### Excerpt from a dataset
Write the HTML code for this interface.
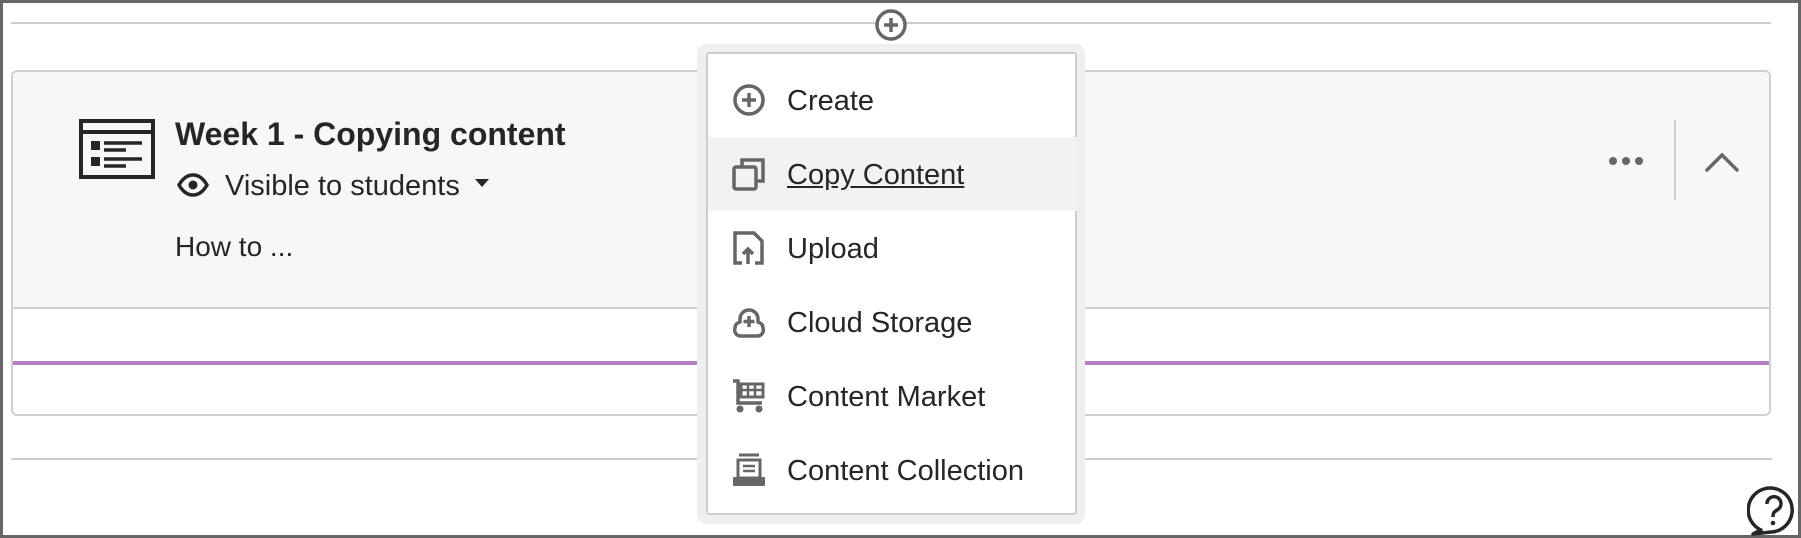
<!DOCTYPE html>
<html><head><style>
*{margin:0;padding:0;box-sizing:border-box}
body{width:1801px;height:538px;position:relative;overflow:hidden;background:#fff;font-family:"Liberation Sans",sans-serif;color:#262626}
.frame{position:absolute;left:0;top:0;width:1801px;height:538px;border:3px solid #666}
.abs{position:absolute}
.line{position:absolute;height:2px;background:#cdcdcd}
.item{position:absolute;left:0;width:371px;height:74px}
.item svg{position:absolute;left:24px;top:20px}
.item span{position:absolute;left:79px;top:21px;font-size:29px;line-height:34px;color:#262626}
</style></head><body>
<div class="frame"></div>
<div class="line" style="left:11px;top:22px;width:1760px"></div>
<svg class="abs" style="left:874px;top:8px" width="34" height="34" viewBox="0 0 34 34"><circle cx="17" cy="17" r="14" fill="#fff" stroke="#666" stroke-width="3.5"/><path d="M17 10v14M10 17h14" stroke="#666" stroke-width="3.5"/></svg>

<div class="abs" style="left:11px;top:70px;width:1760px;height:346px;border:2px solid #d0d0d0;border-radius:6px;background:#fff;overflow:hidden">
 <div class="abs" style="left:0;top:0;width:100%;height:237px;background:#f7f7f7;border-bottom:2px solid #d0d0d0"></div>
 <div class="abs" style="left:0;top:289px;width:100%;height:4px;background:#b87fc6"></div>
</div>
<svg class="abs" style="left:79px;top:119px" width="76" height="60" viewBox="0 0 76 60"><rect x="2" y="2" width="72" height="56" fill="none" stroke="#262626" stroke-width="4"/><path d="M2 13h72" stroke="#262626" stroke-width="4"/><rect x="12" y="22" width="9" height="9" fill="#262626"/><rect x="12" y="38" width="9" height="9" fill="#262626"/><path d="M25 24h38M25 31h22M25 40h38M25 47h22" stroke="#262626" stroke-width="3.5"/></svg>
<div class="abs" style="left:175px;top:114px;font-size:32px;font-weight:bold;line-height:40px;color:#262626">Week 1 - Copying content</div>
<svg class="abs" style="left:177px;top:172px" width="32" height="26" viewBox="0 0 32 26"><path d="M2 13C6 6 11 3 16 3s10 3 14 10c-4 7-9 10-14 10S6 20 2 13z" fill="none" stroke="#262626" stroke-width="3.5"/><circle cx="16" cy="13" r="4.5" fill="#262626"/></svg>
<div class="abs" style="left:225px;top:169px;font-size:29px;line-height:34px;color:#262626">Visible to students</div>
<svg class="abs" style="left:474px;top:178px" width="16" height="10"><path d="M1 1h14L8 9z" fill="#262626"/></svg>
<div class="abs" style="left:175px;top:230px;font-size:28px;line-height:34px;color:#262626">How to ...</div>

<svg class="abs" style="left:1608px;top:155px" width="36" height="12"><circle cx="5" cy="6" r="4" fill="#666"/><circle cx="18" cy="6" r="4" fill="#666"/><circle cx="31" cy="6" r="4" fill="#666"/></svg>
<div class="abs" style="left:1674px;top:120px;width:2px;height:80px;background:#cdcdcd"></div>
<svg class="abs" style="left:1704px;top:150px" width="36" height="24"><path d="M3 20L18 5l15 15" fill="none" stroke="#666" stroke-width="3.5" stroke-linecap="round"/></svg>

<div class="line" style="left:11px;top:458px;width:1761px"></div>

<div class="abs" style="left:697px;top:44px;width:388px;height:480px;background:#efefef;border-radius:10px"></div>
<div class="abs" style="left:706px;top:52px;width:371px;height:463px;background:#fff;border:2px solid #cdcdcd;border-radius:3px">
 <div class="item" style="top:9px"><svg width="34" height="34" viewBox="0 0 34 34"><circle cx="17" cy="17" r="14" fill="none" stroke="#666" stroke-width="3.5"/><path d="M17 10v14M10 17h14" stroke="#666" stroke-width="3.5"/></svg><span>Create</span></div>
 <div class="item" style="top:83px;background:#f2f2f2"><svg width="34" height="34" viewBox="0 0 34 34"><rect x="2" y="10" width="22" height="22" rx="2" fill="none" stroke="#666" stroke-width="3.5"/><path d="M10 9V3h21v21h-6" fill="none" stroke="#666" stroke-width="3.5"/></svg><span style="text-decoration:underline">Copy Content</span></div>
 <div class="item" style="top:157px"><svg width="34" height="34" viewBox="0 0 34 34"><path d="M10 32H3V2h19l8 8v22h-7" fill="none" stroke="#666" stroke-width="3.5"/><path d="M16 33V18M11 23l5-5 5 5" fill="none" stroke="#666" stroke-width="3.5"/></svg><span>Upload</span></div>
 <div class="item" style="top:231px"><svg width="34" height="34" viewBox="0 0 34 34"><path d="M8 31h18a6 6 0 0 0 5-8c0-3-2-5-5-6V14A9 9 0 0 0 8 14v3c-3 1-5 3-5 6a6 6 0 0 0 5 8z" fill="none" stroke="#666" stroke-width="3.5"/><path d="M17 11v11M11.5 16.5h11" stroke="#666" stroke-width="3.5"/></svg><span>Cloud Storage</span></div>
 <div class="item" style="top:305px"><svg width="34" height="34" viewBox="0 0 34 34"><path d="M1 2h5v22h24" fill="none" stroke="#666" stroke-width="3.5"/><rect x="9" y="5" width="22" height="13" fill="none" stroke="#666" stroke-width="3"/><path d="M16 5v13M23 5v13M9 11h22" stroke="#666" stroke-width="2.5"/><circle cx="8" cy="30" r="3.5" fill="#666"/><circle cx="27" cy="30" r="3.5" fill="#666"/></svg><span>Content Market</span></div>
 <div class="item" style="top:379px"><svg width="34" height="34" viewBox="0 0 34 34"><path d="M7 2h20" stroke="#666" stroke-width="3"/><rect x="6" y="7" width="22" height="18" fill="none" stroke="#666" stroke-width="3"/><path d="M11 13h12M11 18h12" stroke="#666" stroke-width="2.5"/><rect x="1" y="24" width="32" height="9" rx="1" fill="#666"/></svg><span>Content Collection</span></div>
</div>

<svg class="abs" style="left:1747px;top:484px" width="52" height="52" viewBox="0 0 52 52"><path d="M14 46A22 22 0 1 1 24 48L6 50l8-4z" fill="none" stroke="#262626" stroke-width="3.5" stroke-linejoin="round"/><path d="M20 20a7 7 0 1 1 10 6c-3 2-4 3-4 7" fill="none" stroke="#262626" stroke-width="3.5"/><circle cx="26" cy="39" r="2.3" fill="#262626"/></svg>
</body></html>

---

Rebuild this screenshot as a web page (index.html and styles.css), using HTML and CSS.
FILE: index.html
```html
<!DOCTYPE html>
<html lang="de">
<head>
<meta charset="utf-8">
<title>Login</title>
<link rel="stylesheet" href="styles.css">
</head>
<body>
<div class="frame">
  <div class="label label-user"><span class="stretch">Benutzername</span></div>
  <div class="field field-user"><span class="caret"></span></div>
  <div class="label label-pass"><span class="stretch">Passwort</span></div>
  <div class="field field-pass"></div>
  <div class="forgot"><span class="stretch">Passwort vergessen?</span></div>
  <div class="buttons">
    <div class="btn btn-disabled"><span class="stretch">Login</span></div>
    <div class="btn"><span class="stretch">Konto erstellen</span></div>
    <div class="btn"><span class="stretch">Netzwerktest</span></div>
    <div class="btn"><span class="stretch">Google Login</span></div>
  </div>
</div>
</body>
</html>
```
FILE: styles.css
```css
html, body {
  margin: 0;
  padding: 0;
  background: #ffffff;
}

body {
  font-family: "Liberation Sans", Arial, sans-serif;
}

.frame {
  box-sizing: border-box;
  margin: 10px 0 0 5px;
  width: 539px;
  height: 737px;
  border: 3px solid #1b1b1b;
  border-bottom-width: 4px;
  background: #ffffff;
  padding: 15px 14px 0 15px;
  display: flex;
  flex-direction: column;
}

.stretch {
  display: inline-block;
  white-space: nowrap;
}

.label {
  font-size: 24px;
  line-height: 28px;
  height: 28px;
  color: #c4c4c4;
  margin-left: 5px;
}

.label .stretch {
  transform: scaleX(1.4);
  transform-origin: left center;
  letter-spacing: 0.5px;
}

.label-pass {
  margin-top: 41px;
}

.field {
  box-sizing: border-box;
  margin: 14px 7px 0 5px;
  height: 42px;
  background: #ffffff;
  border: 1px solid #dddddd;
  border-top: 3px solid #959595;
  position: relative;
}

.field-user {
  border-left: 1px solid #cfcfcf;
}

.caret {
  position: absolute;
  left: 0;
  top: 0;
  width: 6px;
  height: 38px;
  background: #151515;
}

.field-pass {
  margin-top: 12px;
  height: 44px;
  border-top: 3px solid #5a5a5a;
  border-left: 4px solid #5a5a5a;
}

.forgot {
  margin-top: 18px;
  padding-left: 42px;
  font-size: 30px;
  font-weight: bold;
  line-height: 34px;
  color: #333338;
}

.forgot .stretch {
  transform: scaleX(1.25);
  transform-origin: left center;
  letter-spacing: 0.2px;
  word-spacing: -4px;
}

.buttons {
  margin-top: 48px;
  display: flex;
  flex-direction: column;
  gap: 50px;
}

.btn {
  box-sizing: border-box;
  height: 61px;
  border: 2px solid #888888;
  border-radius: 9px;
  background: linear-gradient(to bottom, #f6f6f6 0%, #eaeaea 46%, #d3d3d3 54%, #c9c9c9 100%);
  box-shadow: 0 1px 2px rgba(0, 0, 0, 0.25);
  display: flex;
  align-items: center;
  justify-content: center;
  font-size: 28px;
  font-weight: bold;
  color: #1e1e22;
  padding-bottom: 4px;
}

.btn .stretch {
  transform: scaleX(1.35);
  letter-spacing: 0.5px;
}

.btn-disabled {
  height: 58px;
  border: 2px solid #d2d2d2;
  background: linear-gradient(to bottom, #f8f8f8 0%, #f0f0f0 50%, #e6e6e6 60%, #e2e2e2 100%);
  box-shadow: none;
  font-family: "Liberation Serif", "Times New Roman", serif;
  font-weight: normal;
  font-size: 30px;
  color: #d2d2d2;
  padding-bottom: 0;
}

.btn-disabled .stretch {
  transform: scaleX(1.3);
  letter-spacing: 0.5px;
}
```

### What to produce
Count the lines of the data that contain the string "index", and reply with that number alone.

### The solution
2